The initial reaction to the coup’s success by the CIA was one of pride and innovation. The level of covert operations seen in Iran was one that had never been seen before by the American government and proved very useful in achieving goals. It is only natural to question the ethical issues involved with manipulating a whole country such as they did, but in a time of crisis the United States did what it believed necessary to stay safe. To show their appreciation, President Eisenhower, the Dulles brothers, and a small group of other senior officials awarded Kermit Roosevelt the National Security Medal at a secret ceremony in Washington D.C. The CIA looked at the coup in Iran as a precedent for the future and soon began using such operations worldwide in its fight against communism, including in Guatemala shortly after the situation in Iran. “Overnight, the CIA became a central part of the American foreign policy apparatus, and covert action came to be regarded as a cheap and effective way to shape the course of world events (p.209).”

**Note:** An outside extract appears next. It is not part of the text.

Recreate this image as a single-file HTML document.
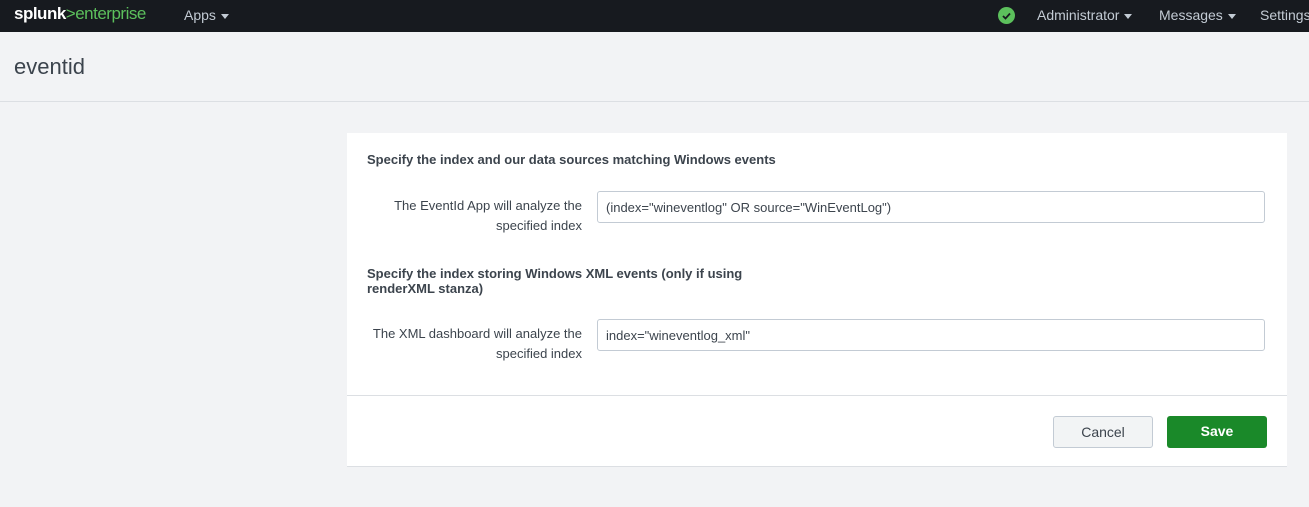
<!DOCTYPE html>
<html><head><meta charset="utf-8"><style>
*{box-sizing:border-box;margin:0;padding:0}
body{width:1309px;height:507px;overflow:hidden;background:#f2f3f5;font-family:"Liberation Sans",sans-serif;position:relative}
.top{position:absolute;left:0;top:0;width:1309px;height:32px;background:#171a1f;color:#c3cbd4;font-size:14px}
.top span{position:absolute;top:7px}
.logo{left:14px;font-size:17px;top:4px!important;letter-spacing:-0.5px}
.logo b{color:#fff;font-weight:bold}
.logo i{font-style:normal;color:#5cc05c}
.tri{display:inline-block;width:0;height:0;border-left:4px solid transparent;border-right:4px solid transparent;border-top:5px solid #c3cbd4;vertical-align:middle;margin-left:5px}
.check{position:absolute;left:998px;top:7px;width:17px;height:17px;border-radius:50%;background:#5cc05c}
.hdr{position:absolute;top:32px;left:0;width:1309px;height:70px;border-bottom:1px solid #dcdfe3}
.hdr h1{position:absolute;left:14px;top:22px;font-size:22px;font-weight:normal;color:#3c444d}
.card{position:absolute;left:347px;top:133px;width:940px;height:334px;background:#fff;border-bottom:1px solid #dcdfe3}
.sec{position:absolute;left:20px;font-size:13px;font-weight:bold;color:#3c444d;line-height:15px}
.lbl{position:absolute;left:20px;width:215px;text-align:right;font-size:13px;color:#3c444d;line-height:20px}
.inp{position:absolute;left:250px;width:668px;height:32px;border:1px solid #c3cbd4;border-radius:3px;font-size:13px;color:#3c444d;padding:8px 8px}
.foot{position:absolute;left:0;top:262px;width:940px;border-top:1px solid #dcdfe3}
.btn{position:absolute;top:283px;width:100px;height:32px;border-radius:3px;font-size:14px;text-align:center;line-height:30px}
</style></head><body>
<div class="top">
<span class="logo"><b>splunk</b><i>&gt;enterprise</i></span>
<span style="left:184px">Apps<i class="tri"></i></span>
<div class="check"><svg width="17" height="17"><path d="M5 9l2.5 2.5L12 6.5" stroke="#171a1f" stroke-width="1.8" fill="none"/></svg></div>
<span style="left:1037px">Administrator<i class="tri"></i></span>
<span style="left:1159px">Messages<i class="tri"></i></span>
<span style="left:1260px">Settings</span>
</div>
<div class="hdr"><h1>eventid</h1></div>
<div class="card">
<div class="sec" style="top:19px">Specify the index and our data sources matching Windows events</div>
<div class="lbl" style="top:63px">The EventId App will analyze the specified index</div>
<div class="inp" style="top:58px">(index="wineventlog" OR source="WinEventLog")</div>
<div class="sec" style="top:133px;width:400px">Specify the index storing Windows XML events (only if using renderXML stanza)</div>
<div class="lbl" style="top:191px">The XML dashboard will analyze the specified index</div>
<div class="inp" style="top:186px">index="wineventlog_xml"</div>
<div class="foot"></div>
<div class="btn" style="left:706px;background:#f2f4f5;border:1px solid #c3cbd4;color:#3c444d">Cancel</div>
<div class="btn" style="left:820px;background:#1a8929;color:#fff;font-weight:bold">Save</div>
</div>
</body></html>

The extent of the impact of this coup will never be known, but there have been serious repercussions around the world which will hopefully make leaders think more critically before implementing their plans in the future. The use of covert operations in such sketchy scenarios should be limited to serious times of crisis and should not be used just to please the officials in office. This coup will go down in history as a desperate attempt by two superpowers to hold on to their powerful position in the world, at the expense of the future of an innocent, democracy-hungry country.